Poland: “in the measure of man”

During the 339th plenary session of the Polish Bishops’ Conference (13-14 March) the bishops approved a document that defines the position of the Church in Poland to the European Constitutional Treaty. There are, say the bishops, two “fundamental deficiencies” in the draft Constitution: “the first consists in the failure to refer to God, the second in the failure to underline the indispensable role of Christianity in the process of the construction of Europe”. “The reference to God not only communicates the position of the European Community to religion, but also acknowledges that neither the individual nor the democratic majority can command absolute power over another human being. The indispensable role of Christianity is an incontrovertible historical and cultural fact that also refers to the present.

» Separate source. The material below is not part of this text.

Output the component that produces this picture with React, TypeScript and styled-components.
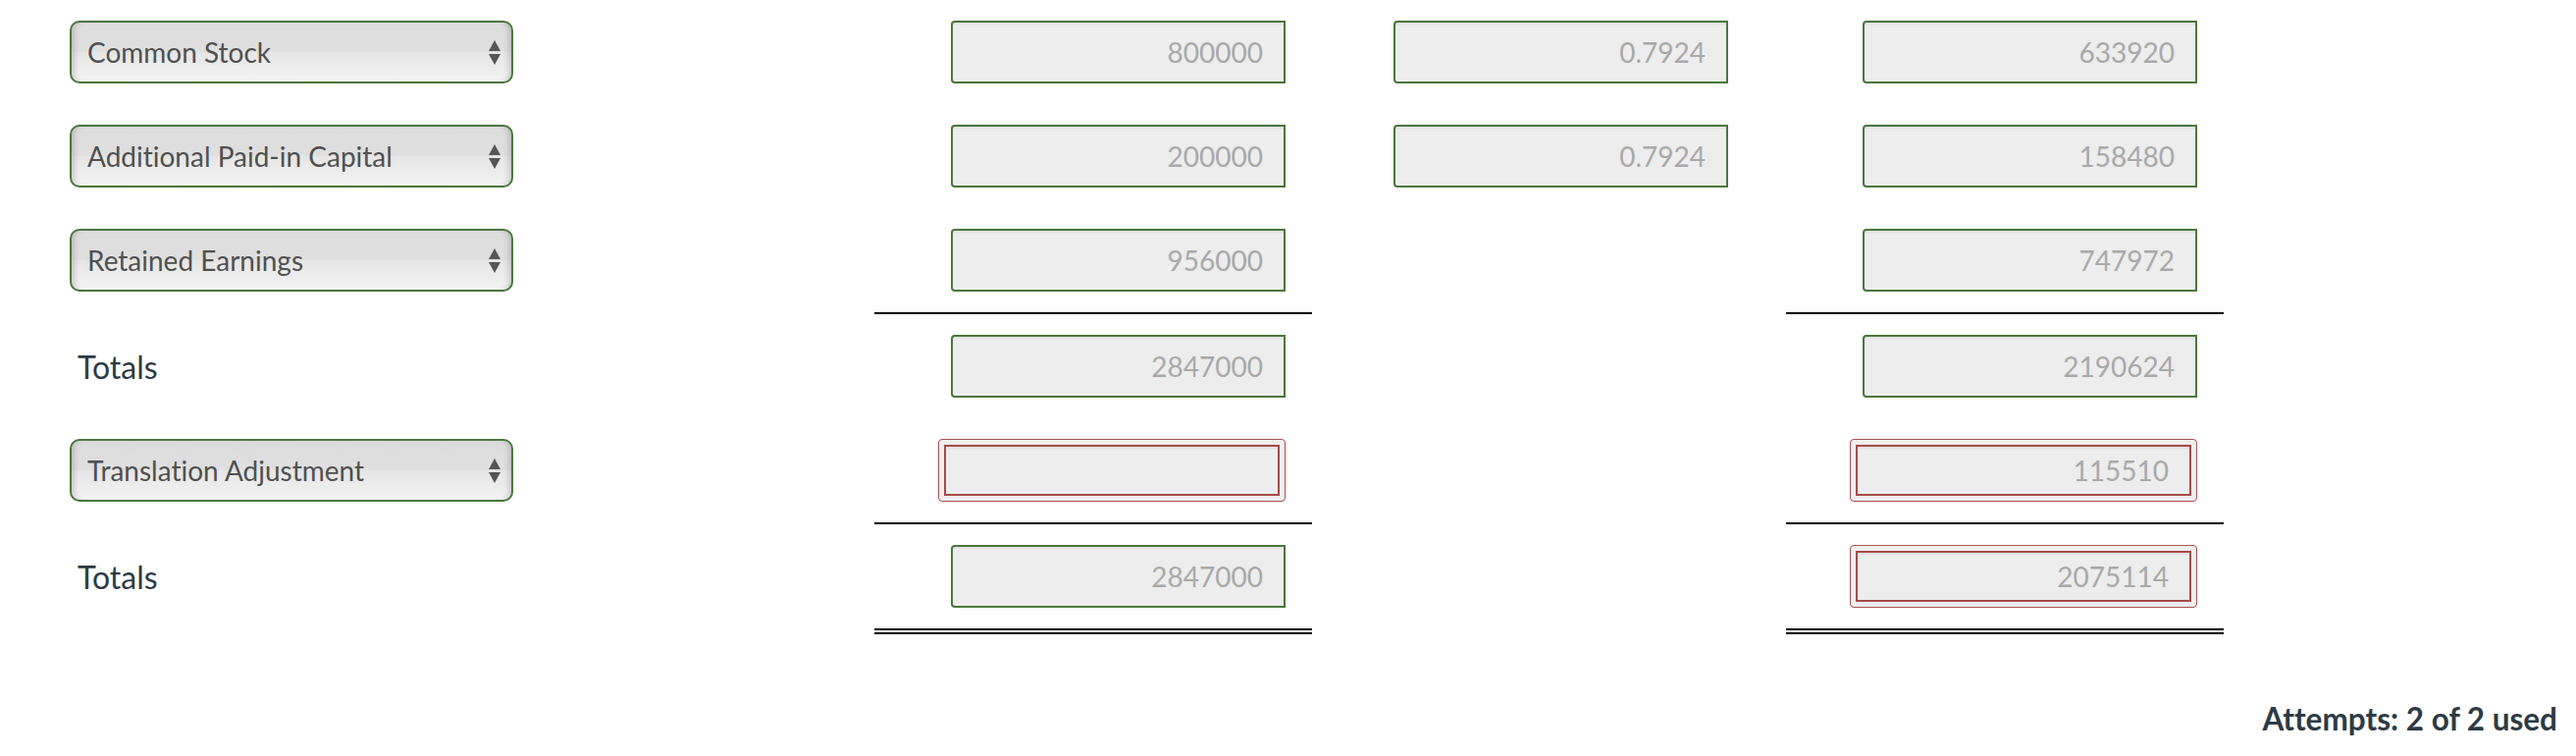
import styled, { createGlobalStyle } from 'styled-components';

type Rule = 'none' | 'single' | 'double';

interface IAmount {
    value?: string
    error?: boolean
}

interface IRow {
    kind: 'select' | 'total'
    label: string
    amount: IAmount
    rate?: IAmount
    translated: IAmount
    rule?: Rule
}

const accounts = [
    'Common Stock',
    'Additional Paid-in Capital',
    'Retained Earnings',
    'Translation Adjustment',
];

const rows: IRow[] = [
    { kind: 'select', label: 'Common Stock', amount: { value: '800000' }, rate: { value: '0.7924' }, translated: { value: '633920' } },
    { kind: 'select', label: 'Additional Paid-in Capital', amount: { value: '200000' }, rate: { value: '0.7924' }, translated: { value: '158480' } },
    { kind: 'select', label: 'Retained Earnings', amount: { value: '956000' }, translated: { value: '747972' }, rule: 'single' },
    { kind: 'total', label: 'Totals', amount: { value: '2847000' }, translated: { value: '2190624' } },
    { kind: 'select', label: 'Translation Adjustment', amount: { value: '', error: true }, translated: { value: '115510', error: true }, rule: 'single' },
    { kind: 'total', label: 'Totals', amount: { value: '2847000' }, translated: { value: '2075114', error: true }, rule: 'double' },
];

const GlobalStyle = createGlobalStyle`
  body {
    margin: 0;
    background: #ffffff;
    font-family: Lato, "Noto Sans", "Liberation Sans", sans-serif;
    font-variant-ligatures: none;
  }
`

const App = () => {
    return <>
        <GlobalStyle />
        <Page>
            <Table>
                {rows.map((row, i) => <TableRow key={i} row={row} />)}
            </Table>
            <Footer>
                <Attempts>Attempts: 2 of 2 used</Attempts>
            </Footer>
        </Page>
    </>
}

const TableRow = ({ row }: { row: IRow }) => {
    const rule = row.rule ?? 'none'
    return <Row>
        <LabelCell>
            {row.kind === 'select'
                ? <AccountSelect value={row.label} />
                : <TotalLabel>{row.label}</TotalLabel>}
        </LabelCell>
        <AmountCell $rule={rule} $inset={27}>
            <AmountField amount={row.amount} />
        </AmountCell>
        <AmountCell $rule="none" $inset={59}>
            {row.rate && <AmountField amount={row.rate} />}
        </AmountCell>
        <AmountCell $rule={rule} $inset={27}>
            <AmountField amount={row.translated} />
        </AmountCell>
    </Row>
}

const AccountSelect = ({ value }: { value: string }) => {
    return <SelectWrap>
        <Select value={value} onChange={() => { }}>
            {accounts.map((a) => <option key={a} value={a}>{a}</option>)}
        </Select>
        <Arrows>
            <ArrowUp />
            <ArrowDown />
        </Arrows>
    </SelectWrap>
}

const AmountField = ({ amount }: { amount: IAmount }) => {
    if (amount.error) {
        return <ErrorWrap>
            <Input $error readOnly value={amount.value ?? ''} />
        </ErrorWrap>
    }
    return <Input readOnly value={amount.value ?? ''} />
}

const Page = styled.div`
  width: 2625px;
`

const Table = styled.div`
  display: flex;
  flex-direction: column;
  padding-left: 71px;
`

const Row = styled.div`
  display: grid;
  grid-template-columns: 820px 446px 483px 446px;
  align-items: stretch;
`

const LabelCell = styled.div`
  padding: 21px 0;
`

const AmountCell = styled.div<{ $rule: Rule, $inset: number }>`
  display: flex;
  justify-content: flex-end;
  align-items: flex-start;
  padding: 21px ${(p) => p.$inset}px 21px 0;
  border-bottom: ${(p) => p.$rule === 'single' ? '2px solid #000' : p.$rule === 'double' ? '6px double #000' : 'none'};
`

const SelectWrap = styled.div`
  position: relative;
  width: 452px;
  height: 64px;
`

const Select = styled.select`
  appearance: none;
  -webkit-appearance: none;
  box-sizing: border-box;
  width: 100%;
  height: 100%;
  margin: 0;
  padding: 0 40px 0 16px;
  border: 2px solid #4a773c;
  border-radius: 10px;
  background: linear-gradient(to bottom, #dcdcdc 0%, #dfdfdf 48%, #e6e6e6 52%, #f3f3f3 100%);
  box-shadow: inset 7px 0 6px -5px rgba(0, 0, 0, 0.18), inset -7px 0 6px -5px rgba(0, 0, 0, 0.18);
  font-family: Lato, "Noto Sans", sans-serif;
  font-size: 28px;
  font-variant-ligatures: none;
  color: #505050;
  outline: none;
`

const Arrows = styled.div`
  position: absolute;
  right: 13px;
  top: 20px;
  display: flex;
  flex-direction: column;
  gap: 3px;
  pointer-events: none;
`

const ArrowUp = styled.div`
  width: 0;
  height: 0;
  border-left: 6.5px solid transparent;
  border-right: 6.5px solid transparent;
  border-bottom: 11px solid #555;
`

const ArrowDown = styled.div`
  width: 0;
  height: 0;
  border-left: 6.5px solid transparent;
  border-right: 6.5px solid transparent;
  border-top: 11px solid #555;
`

const TotalLabel = styled.div`
  height: 64px;
  display: flex;
  align-items: center;
  padding-left: 8px;
  font-size: 32px;
  color: #2d3b45;
`

const ErrorWrap = styled.div`
  box-sizing: border-box;
  width: 354px;
  height: 64px;
  padding: 5px;
  border: 1px solid #a94f4c;
  border-radius: 4px;
  background: #eeeeee;
`

const Input = styled.input<{ $error?: boolean }>`
  box-sizing: border-box;
  width: ${(p) => p.$error ? '100%' : '341px'};
  height: ${(p) => p.$error ? '100%' : '64px'};
  margin: 0;
  padding: 0 21px;
  border: 2px solid ${(p) => p.$error ? '#a64b48' : '#4a773c'};
  border-radius: ${(p) => p.$error ? '0' : '4px 0 0 4px'};
  background: #ededed;
  box-shadow: inset 0 2px 2px rgba(0, 0, 0, 0.05);
  font-family: Lato, "Noto Sans", sans-serif;
  font-size: 28px;
  color: #a9a9a9;
  text-align: right;
  outline: none;
`

const Footer = styled.div`
  display: flex;
  justify-content: flex-end;
  padding: 67px 19px 0 0;
`

const Attempts = styled.div`
  font-size: 31.5px;
  font-weight: 700;
  color: #2d3b45;
`

export default App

The Constitutional Treaty cannot fail to take it into account”. The Polish episcopate also expresses its appreciation for the proponents of those ideas that operate “in the name of the construction of the Eu in the measure of man, and in the name of historical truth”. It recalls that “the human being endowed with inalienable personal dignity, from conception to natural death, must be the subject, centre, principle and finality of the European Union”, and that “the Union in all its structures and projects must be at the service of an integral development of the person”. The Polish bishops further reaffirm the principal role of the family “based on the indissoluble union between man and woman” and warn against any attempt to equate with it, or “place on the same level, other forms of cohabitation that are a negation of the real nature of marriage and the family”.